Only when enough data has been collected on those 3 areas they may be included in the list of stocks and bonds to be considered for investment.

The triple bottom line of sustainability is essential for ESG because it’s the foundation of the framework used to derive ESG metrics for investments. While traditional models were considering only the economic performance of a company, the ESG evaluation involves all three bottom lines of sustainability: environmental, social, and economic.

This means that a company is not only evaluated by its balance sheet, but it will instead undergo a broader assessment regarding its long-term sustainability according to the 3 bottom lines.

This includes things such as gender diversity, employment equality, how the company is dealing with its carbon emissions, the use of renewable energy, product safety concerns, leadership sustainability commitments, and much more.

As you can imagine, ESG is also very relevant to green technology startups and companies that would like to obtain funds from institutional investors.

Conclusions

What is the triple bottom line of sustainability? The triple bottom line of sustainability includes: environmental protection, social equity, and economic profitability.

The triple bottom line is important because it helps to better understand sustainability and it is also used as a model for standards and certifications to evaluate the sustainability of organizations, countries, products, and services.
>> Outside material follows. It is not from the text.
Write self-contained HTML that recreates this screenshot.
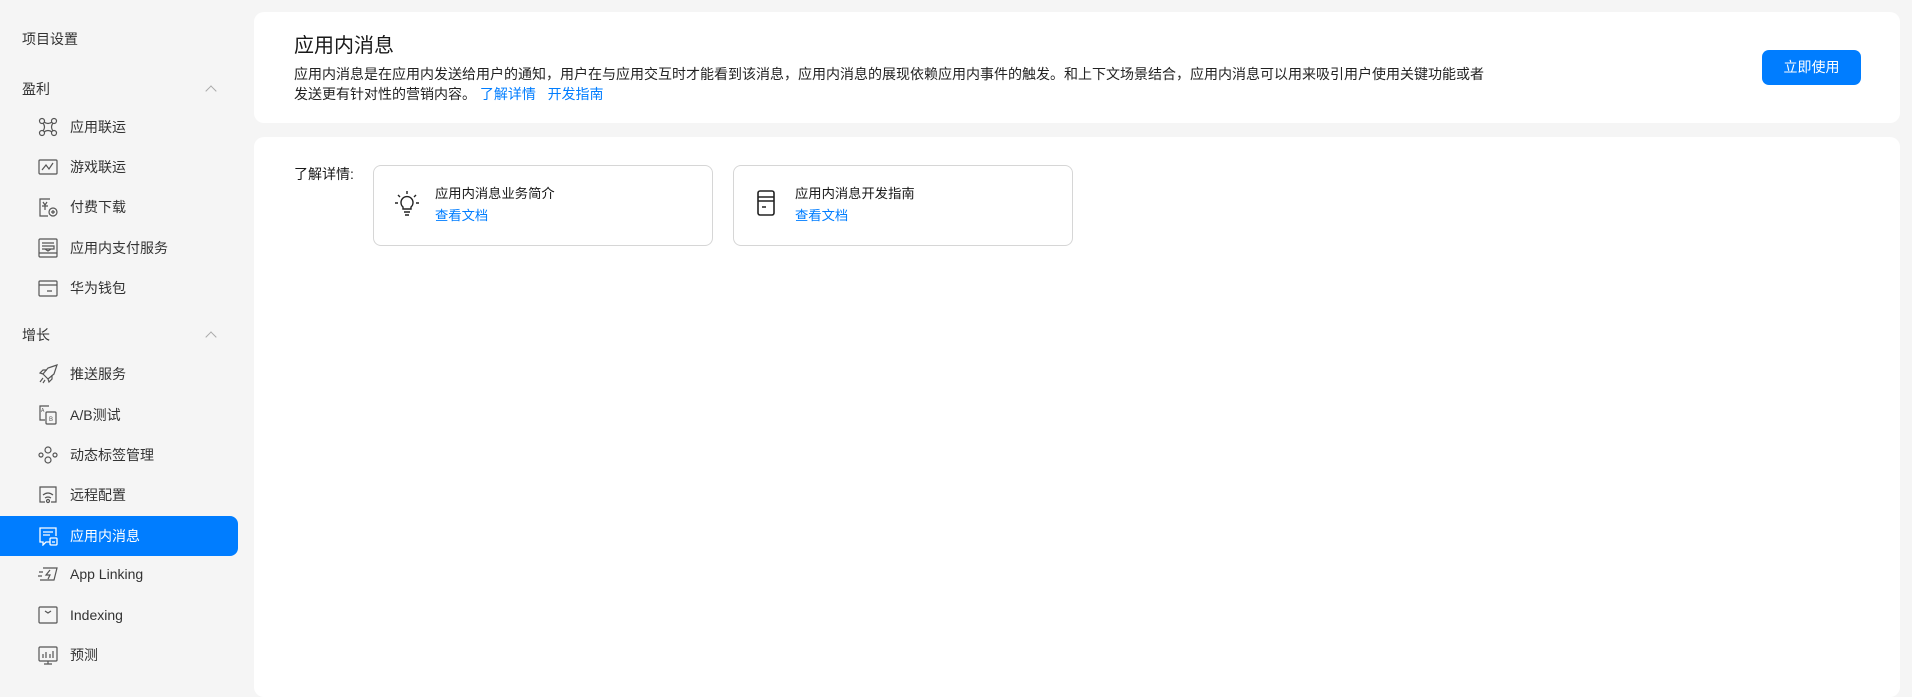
<!DOCTYPE html>
<html><head><meta charset="utf-8"><style>
*{margin:0;padding:0;box-sizing:border-box}
body{width:1912px;height:683px;background:#f5f5f5;font-family:"Liberation Sans","Noto Sans CJK SC",sans-serif;color:#191919;position:relative;overflow:hidden}
.sb{position:absolute;left:0;top:0;width:254px;height:683px}
.t{position:absolute;font-size:14px;line-height:20px;white-space:nowrap}
.grp{left:22px;color:#333}
.chev{position:absolute;left:207px;width:8px;height:8px;border-left:1px solid #aaa;border-top:1px solid #aaa;transform:rotate(45deg)}
.it{left:70px;color:#333}
.ic{position:absolute;left:38px;width:20px;height:20px}
.act{position:absolute;left:0;top:516px;width:238px;height:40px;background:#007dff;border-radius:0 8px 8px 0}
.card{position:absolute;background:#fff;border-radius:10px}
a{color:#007dff;text-decoration:none}
.dc{position:absolute;top:165px;width:340px;height:81px;border:1px solid #d6d6d6;border-radius:8px;background:#fff}
</style></head><body>
<div class="sb">
<div class="t grp" style="top:29px">项目设置</div>
<div class="t grp" style="top:79px">盈利</div><div class="chev" style="top:87px"></div>
<svg class="ic" style="top:117px" viewBox="0 0 20 20" fill="none" stroke="#555" stroke-width="1.2"><circle cx="4" cy="4" r="2.5"/><circle cx="16" cy="4" r="2.5"/><circle cx="4" cy="16" r="2.5"/><circle cx="16" cy="16" r="2.5"/><path d="M6 5q4 3 8 0M6 15q4-3 8 0M5 6q3 4 0 8M15 6q-3 4 0 8"/></svg>
<div class="t it" style="top:117px">应用联运</div>
<svg class="ic" style="top:157px" viewBox="0 0 20 20" fill="none" stroke="#555" stroke-width="1.2"><rect x="1" y="3" width="18" height="14" rx="1"/><path d="M4 13l4-5 3 4 4-6"/></svg>
<div class="t it" style="top:157px">游戏联运</div>
<svg class="ic" style="top:197px" viewBox="0 0 20 20" fill="none" stroke="#555" stroke-width="1.2"><path d="M12 2H2v17h8"/><path d="M5 5l2 3 2-3M4 9h6M7 8v5"/><circle cx="15" cy="15" r="4"/><path d="M15 13v4M13 15h4"/></svg>
<div class="t it" style="top:197px">付费下载</div>
<svg class="ic" style="top:238px" viewBox="0 0 20 20" fill="none" stroke="#555" stroke-width="1.2"><rect x="1" y="1" width="18" height="18" rx="1"/><path d="M4 5h12M4 8h12v3H4M1 15h18M7 11l3 2 3-2"/></svg>
<div class="t it" style="top:238px">应用内支付服务</div>
<svg class="ic" style="top:278px" viewBox="0 0 20 20" fill="none" stroke="#555" stroke-width="1.2"><rect x="1" y="3" width="18" height="15" rx="1"/><path d="M1 7h18M9 13h5"/></svg>
<div class="t it" style="top:278px">华为钱包</div>
<div class="t grp" style="top:325px">增长</div><div class="chev" style="top:333px"></div>
<svg class="ic" style="top:364px" viewBox="0 0 20 20" fill="none" stroke="#555" stroke-width="1.2"><path d="M19 1l-9 3-5 6 5 5 6-5 3-9zM5 10L2 9l3-3h4M10 15l1 3 3-3v-4M5 14l-3 4M7 16l-2 3"/></svg>
<div class="t it" style="top:364px">推送服务</div>
<svg class="ic" style="top:405px" viewBox="0 0 20 20" fill="none" stroke="#555" stroke-width="1.2"><path d="M11 1H2v14h5"/><rect x="8" y="7" width="10" height="12" rx="1"/><text x="3" y="7" font-size="5" fill="#555" stroke="none">A</text><text x="11" y="16" font-size="6" fill="#555" stroke="none">B</text></svg>
<div class="t it" style="top:405px">A/B测试</div>
<svg class="ic" style="top:445px" viewBox="0 0 20 20" fill="none" stroke="#555" stroke-width="1.2"><circle cx="10" cy="5" r="3"/><circle cx="10" cy="15" r="3"/><circle cx="3" cy="10" r="2"/><circle cx="17" cy="10" r="2"/></svg>
<div class="t it" style="top:445px">动态标签管理</div>
<svg class="ic" style="top:485px" viewBox="0 0 20 20" fill="none" stroke="#555" stroke-width="1.2"><path d="M7 17H2V2h16v15h-5"/><path d="M5 10q5-4 10 0M7 13q3-2 6 0"/><circle cx="10" cy="16" r="1.5"/></svg>
<div class="t it" style="top:485px">远程配置</div>
<div class="act"></div>
<svg class="ic" style="top:526px" viewBox="0 0 20 20" fill="none" stroke="#fff" stroke-width="1.3"><path d="M12 16H8l-3 3v-3H2V2h16v8"/><path d="M5 6h10M5 9h7"/><rect x="12" y="12" width="7" height="7" rx="1"/><path d="M14 16h3"/></svg>
<div class="t it" style="top:526px;color:#fff">应用内消息</div>
<svg class="ic" style="top:564px" viewBox="0 0 20 20" fill="none" stroke="#555" stroke-width="1.2"><path d="M5 4h14l-3 12H2M1 8h4M0 12h4M12 6l-4 5h4l-2 4"/></svg>
<div class="t it" style="top:564px">App Linking</div>
<svg class="ic" style="top:605px" viewBox="0 0 20 20" fill="none" stroke="#555" stroke-width="1.2"><rect x="1" y="2" width="18" height="16" rx="1"/><path d="M7 6l3 2 3-2"/></svg>
<div class="t it" style="top:605px">Indexing</div>
<svg class="ic" style="top:645px" viewBox="0 0 20 20" fill="none" stroke="#555" stroke-width="1.2"><rect x="1" y="2" width="18" height="14" rx="1"/><path d="M5 13V9M8 13V7M12 13V9M15 13V6M10 16v3M6 19h8"/></svg>
<div class="t it" style="top:645px">预测</div>
</div>
<div class="card" style="left:254px;top:12px;width:1646px;height:111px">
<div class="t" style="left:40px;top:21px;font-size:20px;line-height:26px">应用内消息</div>
<div style="position:absolute;left:40px;top:52px;width:1195px;font-size:14px;line-height:20px;color:#222">应用内消息是在应用内发送给用户的通知，用户在与应用交互时才能看到该消息，应用内消息的展现依赖应用内事件的触发。和上下文场景结合，应用内消息可以用来吸引用户使用关键功能或者发送更有针对性的营销内容。 <a>了解详情</a>&nbsp;&nbsp;&nbsp;<a>开发指南</a></div>
<div style="position:absolute;left:1508px;top:38px;width:99px;height:35px;background:#007dff;border-radius:7px;color:#fff;font-size:14px;line-height:35px;text-align:center">立即使用</div>
</div>
<div class="card" style="left:254px;top:137px;width:1646px;height:560px"></div>
<div class="t" style="left:294px;top:164px;font-size:14px">了解详情:</div>
<div class="dc" style="left:373px">
<svg style="position:absolute;left:20px;top:24px" width="26" height="26" viewBox="0 0 26 26" fill="none" stroke="#222" stroke-width="1.4"><path d="M13 1v3M4 5l2 2M22 5l-2 2M1 13h3M22 13h3"/><path d="M9 17a6 6 0 1 1 8 0v2H9z"/><path d="M10 22h6M11 25h4"/></svg>
<div class="t" style="left:61px;top:18px;font-size:13.3px">应用内消息业务简介</div>
<div class="t" style="left:61px;top:40px;font-size:13.3px"><a>查看文档</a></div>
</div>
<div class="dc" style="left:733px">
<svg style="position:absolute;left:22px;top:24px" width="20" height="26" viewBox="0 0 20 26" fill="none" stroke="#222" stroke-width="1.6"><rect x="2" y="1" width="16" height="24" rx="2"/><path d="M2 7h16M2 11h16M6 17h4"/></svg>
<div class="t" style="left:61px;top:18px;font-size:13.3px">应用内消息开发指南</div>
<div class="t" style="left:61px;top:40px;font-size:13.3px"><a>查看文档</a></div>
</div>
</body></html>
For example, the triple bottom line of sustainability is used for:

  • ESG when evaluating investments
  • Fairtrade certifications
  • Rainforest Alliance standards
  • The 6 Rs of sustainability framework to have a more eco-friendly lifestyle

The triple bottom line model can be used to evaluate the long-term sustainability of anything. It is important to check if the three bottom lines are in balance or if one of them is too dominant. Because to achieve sustainability, all three principles must be satisfied.

You probably really enjoyed learning about sustainable development and its triple bottom line! I’m sure that this knowledge will be useful for you in your life and help you be more eco-friendly.